We use a big idea called the "Work-Energy Theorem" (or simply, conservation of energy). It basically says that the total work done on a system (like our box) equals all the changes in its energy: kinetic energy, potential energy, AND any energy that turns into heat (thermal energy).
* **Work done (W) = Change in Kinetic Energy (ΔK) + Change in Potential Energy (ΔU_g) + Change in Thermal Energy (ΔE_th)**
We want to find ΔE_th, so I can just rearrange the formula to solve for it:
* **ΔE_th = W - ΔK - ΔU_g**
Now, I just plug in the numbers I found from parts a, b, and c:
ΔE_th = 20 J - 0.736 J - 13.176 J
ΔE_th = 20 J - 13.912 J
ΔE_th = 6.088 Joules.
I rounded this to 6.1 J.

Alternative answer

Answer:
a. W = 20 J
b. ΔK = 0.74 J
c. ΔU_g = 13 J
d. ΔE_th = 6.1 J Explain
This is a question about **energy and work**. We're figuring out how energy changes when a box moves up a ramp. It involves thinking about the pushing force, how fast the box goes, how high it gets, and some energy that turns into heat (which we call thermal energy).

The solving step is:

First, let's list what we know from the problem:
* The box weighs 2.3 kg (its mass, `m`).
* It starts still, so its initial speed is 0 m/s.
* Someone pushes it with a force (`F`) of 10 N.
* The ramp is 2.0 m long (`d`).
* The ramp is tilted at an angle (`θ`) of 17 degrees.
* At the top, the box is moving at a speed of 0.80 m/s (its final speed, `v_f`).
* We'll use `g = 9.8 m/s²` for the acceleration due to gravity.

**a. How much work (W) does the force do on the system?**
Work is how much energy is put into something by a force. We calculate it by multiplying the force by the distance it moves in the direction of the force.
* The pushing force (`F`) is 10 N.
* The distance (`d`) it pushes the box up the ramp is 2.0 m.
* So, Work (`W`) = Force × Distance = 10 N × 2.0 m = 20 Joules (J).

**b. What is the change (ΔK) in the kinetic energy of the system?**
Kinetic energy is the energy an object has because it's moving. It depends on how heavy it is and how fast it's going.
* Starting kinetic energy (`K_i`): The box began at rest, so its initial speed was 0. Kinetic energy = 0.5 × mass × speed² = 0.5 × 2.3 kg × (0 m/s)² = 0 J.
* Ending kinetic energy (`K_f`): At the top of the ramp, its speed is 0.80 m/s.
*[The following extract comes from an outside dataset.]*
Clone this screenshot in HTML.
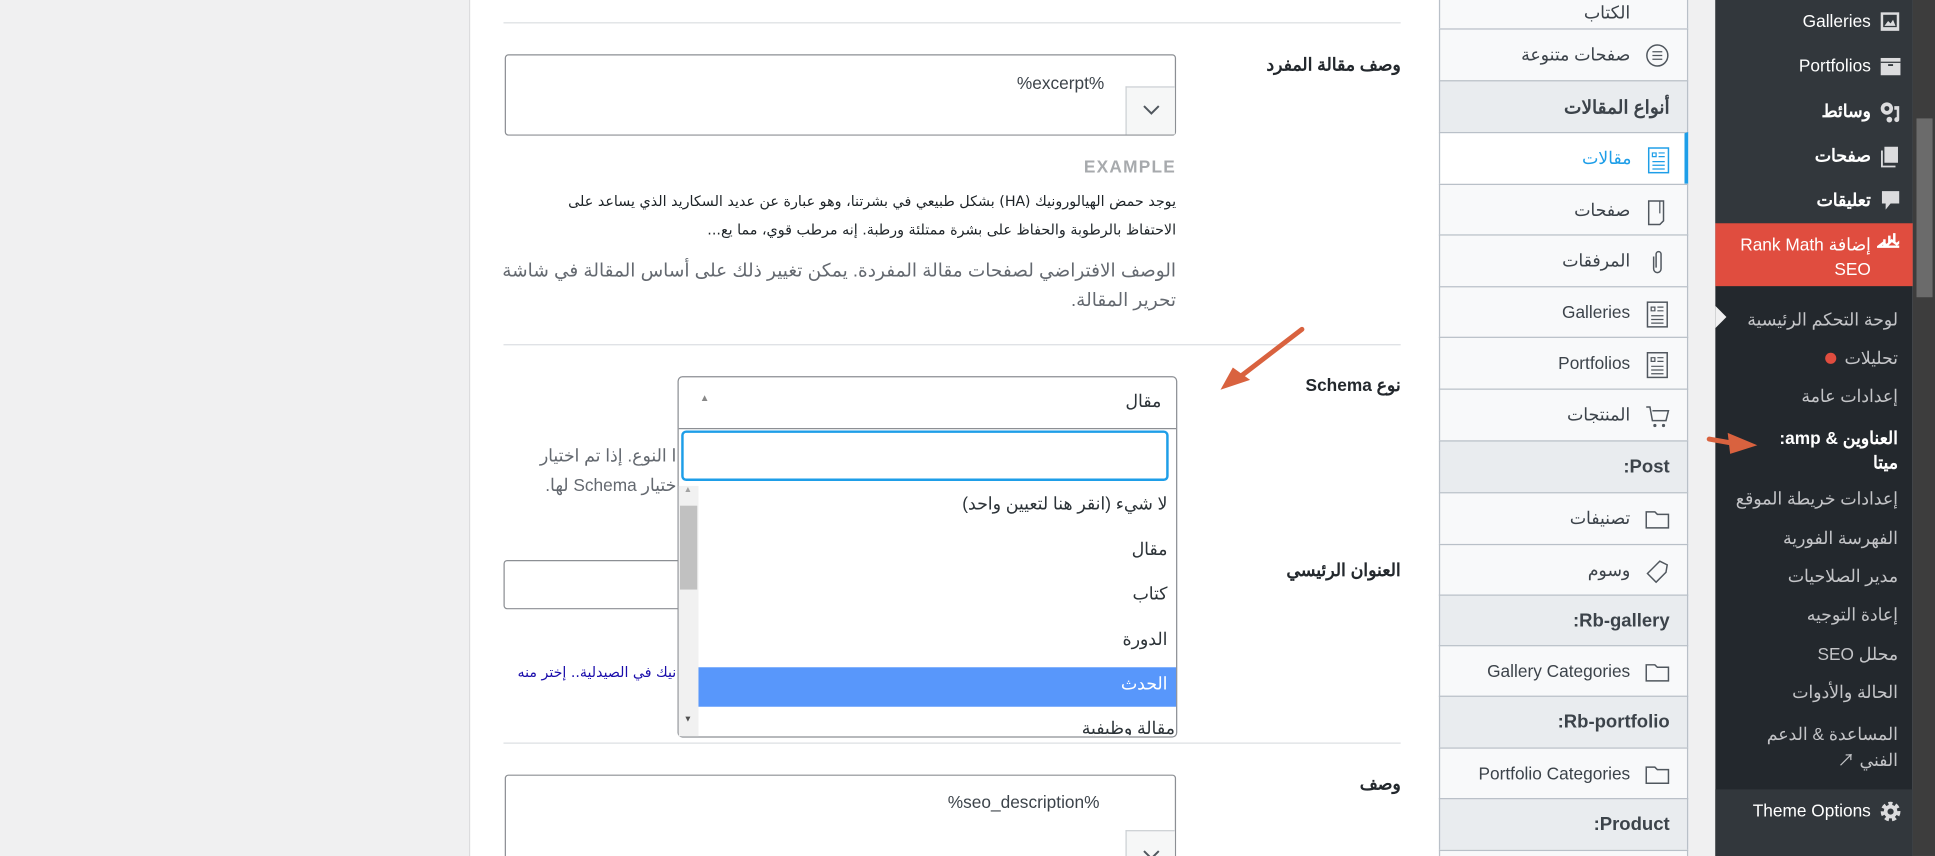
<!DOCTYPE html>
<html><head><meta charset="utf-8"><style>
*{margin:0;padding:0;box-sizing:border-box}
html,body{width:1935px;height:856px;overflow:hidden;background:#f0f0f1}
#w{position:absolute;left:0;top:0;width:1568px;height:694px;transform:scale(1.23406,1.2334);transform-origin:0 0;font-family:"Liberation Sans","Noto Sans CJK SC",sans-serif;font-size:14px;color:#3c434a;overflow:hidden}
.a{position:absolute;white-space:nowrap}
.r{direction:rtl;text-align:right}
.hr{position:absolute;left:408px;width:727px;height:1px;background:#dcdfe3}
.lbl{font-weight:bold;color:#23282d;font-size:14px}
.ta{position:absolute;border:1px solid #8c8f94;border-radius:3px;background:#fff}
.btn{position:absolute;background:#f6f7f7;border-left:1px solid #ccd0d4;border-top:1px solid #ccd0d4}
.tab{position:absolute;left:1166px;width:202px;height:42px;border:1px solid #b9c0c8;border-bottom:none;background:#f8f9fa;color:#3c434a;font-size:14px}
.tab .t{position:absolute;right:46px;top:12px;direction:rtl}
.tab svg{position:absolute;right:14px;top:11px}
.hd{background:#e9ecef}
.hd .t{right:14px;font-weight:bold;font-size:15px;color:#3c434a}
.m{position:absolute;right:30px;color:#f0f0f1;font-size:14px;direction:rtl;white-space:nowrap;text-align:right}
.mi{position:absolute;right:52px;color:#fff;font-size:14px;direction:rtl;white-space:nowrap}
.ic{position:absolute;left:1523px;width:18px;height:18px}
</style></head><body><div id="w">
<div style="position:absolute;left:380px;top:0;width:786px;height:694px;background:#fff;border-left:1px solid #dcdcde"></div>
<div class="hr" style="top:18px"></div>
<div class="a r lbl" style="right:433px;top:44px">وصف مقالة المفرد</div>
<div class="ta" style="left:409px;top:44px;width:544px;height:66px"></div>
<div class="a" style="left:824px;top:59px;color:#3c434a">%excerpt%</div>
<div class="btn" style="left:912px;top:70px;width:40px;height:39px"><svg width="40" height="38"><path d="M14 15l6 6 6-6" stroke="#50575e" stroke-width="1.6" fill="none"/></svg></div>
<div class="a" style="right:615px;top:127px;color:#a7aaad;font-weight:bold;font-size:14px;letter-spacing:1px">EXAMPLE</div>
<div class="a r" style="right:615px;top:152px;width:536px;white-space:normal;font-size:11.6px;line-height:23px;color:#1d2327;font-family:'DejaVu Sans',sans-serif;letter-spacing:-0.2px">يوجد حمض الهيالورونيك (HA) بشكل طبيعي في بشرتنا، وهو عبارة عن عديد السكاريد الذي يساعد على الاحتفاظ بالرطوبة والحفاظ على بشرة ممتلئة ورطبة. إنه مرطب قوي، مما يع...</div>
<div class="a r" style="right:615px;top:208px;width:548px;white-space:normal;font-size:15px;line-height:24px;color:#646970">الوصف الافتراضي لصفحات مقالة المفردة. يمكن تغيير ذلك على أساس المقالة في شاشة تحرير المقالة.</div>
<div class="hr" style="top:279px"></div>
<div class="a r lbl" style="right:433px;top:304px">نوع Schema</div>
<svg class="a" style="left:985px;top:262px" width="75" height="58"><path d="M70 5L14 48" stroke="#d9623f" stroke-width="4" stroke-linecap="round"/><path d="M4 54L28 46L14 36Z" fill="#d9623f"/></svg>
<div class="a r" style="right:1020px;top:357px;color:#646970;line-height:24px">ا النوع. إذا تم اختيار<br>ختيار Schema لها.</div>
<div class="a r lbl" style="right:433px;top:454px">العنوان الرئيسي</div>
<div class="ta" style="left:408px;top:454px;width:145px;height:40px"></div>
<div class="a r" style="right:1020px;top:538px;color:#1a0dab;font-size:11.5px;font-family:'DejaVu Sans',sans-serif">نيك في الصيدلية.. إختر منه</div>
<div class="hr" style="top:602px"></div>
<div class="a r lbl" style="right:433px;top:627px">وصف</div>
<div class="ta" style="left:409px;top:628px;width:544px;height:80px"></div>
<div class="a" style="left:768px;top:642px">%seo_description%</div>
<div class="btn" style="left:912px;top:673px;width:40px;height:21px"><svg width="40" height="21"><path d="M14 16l6 6 6-6" stroke="#50575e" stroke-width="1.6" fill="none"/></svg></div>
<div style="position:absolute;left:549px;top:305px;width:405px;height:293px;border:1px solid #8c8f94;border-radius:4px;background:#fff"></div>
<div class="a" style="left:567px;top:318px;font-size:8px;color:#888">▲</div>
<div class="a r" style="right:627px;top:317px;color:#2c3338">مقال</div>
<div style="position:absolute;left:550px;top:347px;width:403px;height:1px;background:#8c8f94"></div>
<div style="position:absolute;left:552px;top:349px;width:395px;height:41px;border:2px solid #1e9ee8;border-radius:4px;background:#fff"></div>
<div style="position:absolute;left:550px;top:394px;width:16px;height:203px;background:#f1f1f1"></div>
<div style="position:absolute;left:551px;top:410px;width:14px;height:68px;background:#c1c1c1"></div>
<div class="a" style="left:554px;top:394px;font-size:7px;color:#a3a3a3">▲</div>
<div class="a" style="left:554px;top:580px;font-size:7px;color:#505050">▼</div>
<div class="a r" style="right:622px;top:400px;color:#2c3338">لا شيء (انقر هنا لتعيين واحد)</div>
<div class="a r" style="right:622px;top:437px;color:#2c3338">مقال</div>
<div class="a r" style="right:622px;top:473px;color:#2c3338">كتاب</div>
<div class="a r" style="right:622px;top:510px;color:#2c3338">الدورة</div>
<div style="position:absolute;left:566px;top:541px;width:387px;height:32px;background:#5897fb"></div>
<div class="a r" style="right:622px;top:546px;color:#fff">الحدث</div>
<div style="position:absolute;left:566px;top:580px;width:386px;height:16px;overflow:hidden"><div class="a r" style="right:0;top:2px;color:#2c3338">مقالة وظيفية</div></div>
<div class="tab" style="top:-19px;height:42px"><span class="t" style="top:20px">الكتاب</span></div>
<div class="tab" style="top:23px"><span class="t">صفحات متنوعة</span><svg width="20" height="20"><circle cx="10" cy="10" r="8.5" fill="none" stroke="#50575e" stroke-width="1.2"/><path d="M6 7h8M6 10h8M6 13h8" stroke="#50575e"/></svg></div>
<div class="tab hd" style="top:65px"><span class="t">أنواع المقالات</span></div>
<div class="tab" style="top:107px;background:#fff;border-right:3px solid #1e9ee8"><span class="t" style="right:43px;color:#1e9ee8">مقالات</span><svg width="20" height="22" style="right:11px"><rect x="2" y="1" width="16" height="20" fill="none" stroke="#1e9ee8" stroke-width="1.2"/><path d="M5 5h3v3H5zM10 5h5M10 8h5M5 12h10M5 15h10M5 18h10" stroke="#1e9ee8" fill="none"/></svg></div>
<div class="tab" style="top:149px"><span class="t">صفحات</span><svg width="20" height="22"><path d="M3 2h12v16l-3 3H3z" fill="none" stroke="#50575e" stroke-width="1.2"/><path d="M12 2v10" stroke="#50575e"/></svg></div>
<div class="tab" style="top:190px"><span class="t">المرفقات</span><svg width="20" height="22"><path d="M7 6v10a3 3 0 006 0V4a2 2 0 00-4 0v11" fill="none" stroke="#50575e" stroke-width="1.2"/></svg></div>
<div class="tab" style="top:232px"><span class="t">Galleries</span><svg width="20" height="22"><rect x="2" y="1" width="16" height="20" fill="none" stroke="#50575e" stroke-width="1.2"/><path d="M5 5h3v3H5zM10 5h5M10 8h5M5 12h10M5 15h10M5 18h10" stroke="#50575e" fill="none"/></svg></div>
<div class="tab" style="top:273px"><span class="t">Portfolios</span><svg width="20" height="22"><rect x="2" y="1" width="16" height="20" fill="none" stroke="#50575e" stroke-width="1.2"/><path d="M5 5h3v3H5zM10 5h5M10 8h5M5 12h10M5 15h10M5 18h10" stroke="#50575e" fill="none"/></svg></div>
<div class="tab" style="top:315px"><span class="t">المنتجات</span><svg width="20" height="22"><path d="M1 3h3l2 11h11l2-8H6" fill="none" stroke="#50575e" stroke-width="1.2"/><circle cx="8" cy="18" r="1.3" fill="#50575e"/><circle cx="15" cy="18" r="1.3" fill="#50575e"/></svg></div>
<div class="tab hd" style="top:357px"><span class="t">Post:</span></div>
<div class="tab" style="top:399px"><span class="t">تصنيفات</span><svg width="20" height="20"><path d="M1 4h7l2 2h9v11H1z" fill="none" stroke="#50575e" stroke-width="1.2"/></svg></div>
<div class="tab" style="top:441px"><span class="t">وسوم</span><svg width="20" height="20"><path d="M12 2l6 3-1 6-8 8-7-7 8-8z" fill="none" stroke="#50575e" stroke-width="1.2"/></svg></div>
<div class="tab hd" style="top:482px"><span class="t">Rb-gallery:</span></div>
<div class="tab" style="top:523px"><span class="t">Gallery Categories</span><svg width="20" height="20"><path d="M1 4h7l2 2h9v11H1z" fill="none" stroke="#50575e" stroke-width="1.2"/></svg></div>
<div class="tab hd" style="top:564px"><span class="t">Rb-portfolio:</span></div>
<div class="tab" style="top:606px"><span class="t">Portfolio Categories</span><svg width="20" height="20"><path d="M1 4h7l2 2h9v11H1z" fill="none" stroke="#50575e" stroke-width="1.2"/></svg></div>
<div class="tab hd" style="top:647px"><span class="t">Product:</span></div>
<div class="tab" style="top:689px;height:5px"></div>
<div style="position:absolute;left:1390px;top:0;width:160px;height:694px;background:#23282d"></div>
<div style="position:absolute;left:1390px;top:0;width:160px;height:181px;background:#32373c"></div>
<div style="position:absolute;left:1390px;top:640px;width:160px;height:54px;background:#32373c"></div>
<div style="position:absolute;left:1390px;top:181px;width:160px;height:51px;background:#e04d3f"></div>
<svg class="a" style="left:1390px;top:248px" width="10" height="20"><path d="M0 0L9 9L0 18Z" fill="#f0f0f1"/></svg>
<div class="mi" style="top:9px">Galleries</div>
<svg class="ic" style="top:9px"><rect x="1" y="1" width="15" height="15" fill="#dcdcde"/><rect x="3" y="3" width="11" height="10" fill="#32373c"/><path d="M4 12l3-4 2 2 2-3 2 5z" fill="#dcdcde"/></svg>
<div class="mi" style="top:45px">Portfolios</div>
<svg class="ic" style="top:45px"><rect x="1" y="2" width="16" height="14" fill="#dcdcde"/><rect x="1" y="5" width="16" height="1" fill="#32373c"/><rect x="7" y="7" width="4" height="1.5" fill="#32373c"/></svg>
<div class="mi" style="top:82px;font-weight:bold">وسائط</div>
<svg class="ic" style="top:82px"><circle cx="6" cy="6" r="5" fill="#dcdcde"/><circle cx="6" cy="6" r="2" fill="#32373c"/><path d="M12 4h4v11a2 2 0 11-2-2V7h-2z" fill="#dcdcde"/><circle cx="8" cy="15" r="2.3" fill="#dcdcde"/></svg>
<div class="mi" style="top:118px;font-weight:bold">صفحات</div>
<svg class="ic" style="top:118px"><path d="M4 1h11v13H4z" fill="#dcdcde"/><path d="M2 4v13h11" stroke="#dcdcde" stroke-width="1.5" fill="none"/></svg>
<div class="mi" style="top:154px;font-weight:bold">تعليقات</div>
<svg class="ic" style="top:154px"><path d="M2 1h14v10H9l-4 5v-5H2z" fill="#dcdcde"/></svg>
<div class="a r" style="right:52px;top:188px;color:#fff;line-height:20px;font-size:14px">إضافة Rank Math<br>SEO</div>
<svg class="ic" style="top:186px;left:1521px" width="22" height="18"><path d="M1 14l4-3 3 2 4-4 4 3 5-4-1 6H1z M6 8v5M10 5v6M14 3v8" stroke="#fff" stroke-width="2" fill="none"/></svg>
<div class="m" style="top:251px;color:#c3c4c7">لوحة التحكم الرئيسية</div>
<div class="m" style="top:282px;color:#c3c4c7">تحليلات</div>
<div class="a" style="left:1479px;top:286px;width:9px;height:9px;border-radius:50%;background:#e04d3f"></div>
<div class="m" style="top:313px;color:#c3c4c7">إعدادات عامة</div>
<div class="m" style="top:345px;color:#fff;font-weight:bold;line-height:20px">العناوين &amp; amp:<br>ميتا</div>
<div class="m" style="top:396px;color:#c3c4c7">إعدادات خريطة الموقع</div>
<div class="m" style="top:428px;color:#c3c4c7">الفهرسة الفورية</div>
<div class="m" style="top:459px;color:#c3c4c7">مدير الصلاحيات</div>
<div class="m" style="top:490px;color:#c3c4c7">إعادة التوجيه</div>
<div class="m" style="top:522px;color:#c3c4c7">محلل SEO</div>
<div class="m" style="top:553px;color:#c3c4c7">الحالة والأدوات</div>
<div class="m" style="top:585px;color:#c3c4c7;line-height:21px">المساعدة &amp; الدعم<br>الفني ↗</div>
<div class="mi" style="top:649px">Theme Options</div>
<svg class="ic" style="top:649px"><circle cx="9" cy="9" r="6" fill="none" stroke="#dcdcde" stroke-width="4" stroke-dasharray="3 2.3"/><circle cx="9" cy="9" r="4" fill="none" stroke="#dcdcde" stroke-width="3"/></svg>
<svg class="a" style="left:1380px;top:346px" width="46" height="24"><path d="M5 10L28 14" stroke="#d9623f" stroke-width="4" stroke-linecap="round"/><path d="M44 15L20 5L22 22Z" fill="#d9623f"/></svg>
<div style="position:absolute;left:1550px;top:0;width:18px;height:694px;background:#3d3d3d"></div>
<div style="position:absolute;left:1553px;top:96px;width:13px;height:145px;background:#6b6b6b"></div>
</div></body></html>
So, kinetic energy = 0.5 × 2.3 kg × (0.80 m/s)² = 0.5 × 2.3 × 0.64 = 0.736 J.
* Change in kinetic energy (ΔK) = Ending energy - Starting energy = 0.736 J - 0 J = 0.736 J.
* Rounding this to two significant figures (because our input numbers like 0.80 m/s have two significant figures), we get about 0.74 J.

**c. What is the change (ΔU_g) in the gravitational potential energy of the system?**
Gravitational potential energy is the energy an object has because of its height above the ground. The higher it is, the more potential energy it stores.
* First, we need to find out how high the box actually went up vertically. The ramp is 2.0 m long and tilted at 17°. We can use trigonometry (specifically the sine function) to find the vertical height (`h`).
* Height (`h`) = Length of ramp × sin(angle) = 2.0 m × sin(17°).
* Using a calculator, sin(17°) is approximately 0.29237.
* So, `h` = 2.0 m × 0.29237 = 0.58474 m.
* Now, the change in potential energy (ΔU_g) = mass × gravity × height = 2.3 kg × 9.8 m/s² × 0.58474 m = 13.1818 J.
* Rounding this to two significant figures, it's about 13 J.

**d. What is the change (ΔE_th) in the thermal energy of the system?**
When you push something, not all the energy goes into making it move faster or higher. Some energy gets "lost" as heat because of friction (like when things rub together). This "lost" energy is called thermal energy.
The total energy put into the system by the push (the Work from part a) must equal the sum of all the energy changes: the change in kinetic energy (part b), the change in potential energy (part c), and the energy that turned into heat (thermal energy).
* Work (`W`) = Change in Kinetic Energy (ΔK) + Change in Potential Energy (ΔU_g) + Change in Thermal Energy (ΔE_th)
* So, we can rearrange this to find ΔE_th: ΔE_th = `W` - ΔK - ΔU_g.
* Using the more precise values before rounding: ΔE_th = 20 J - 0.736 J - 13.1818 J = 6.0822 J.
* Rounding this to two significant figures, it's about 6.1 J.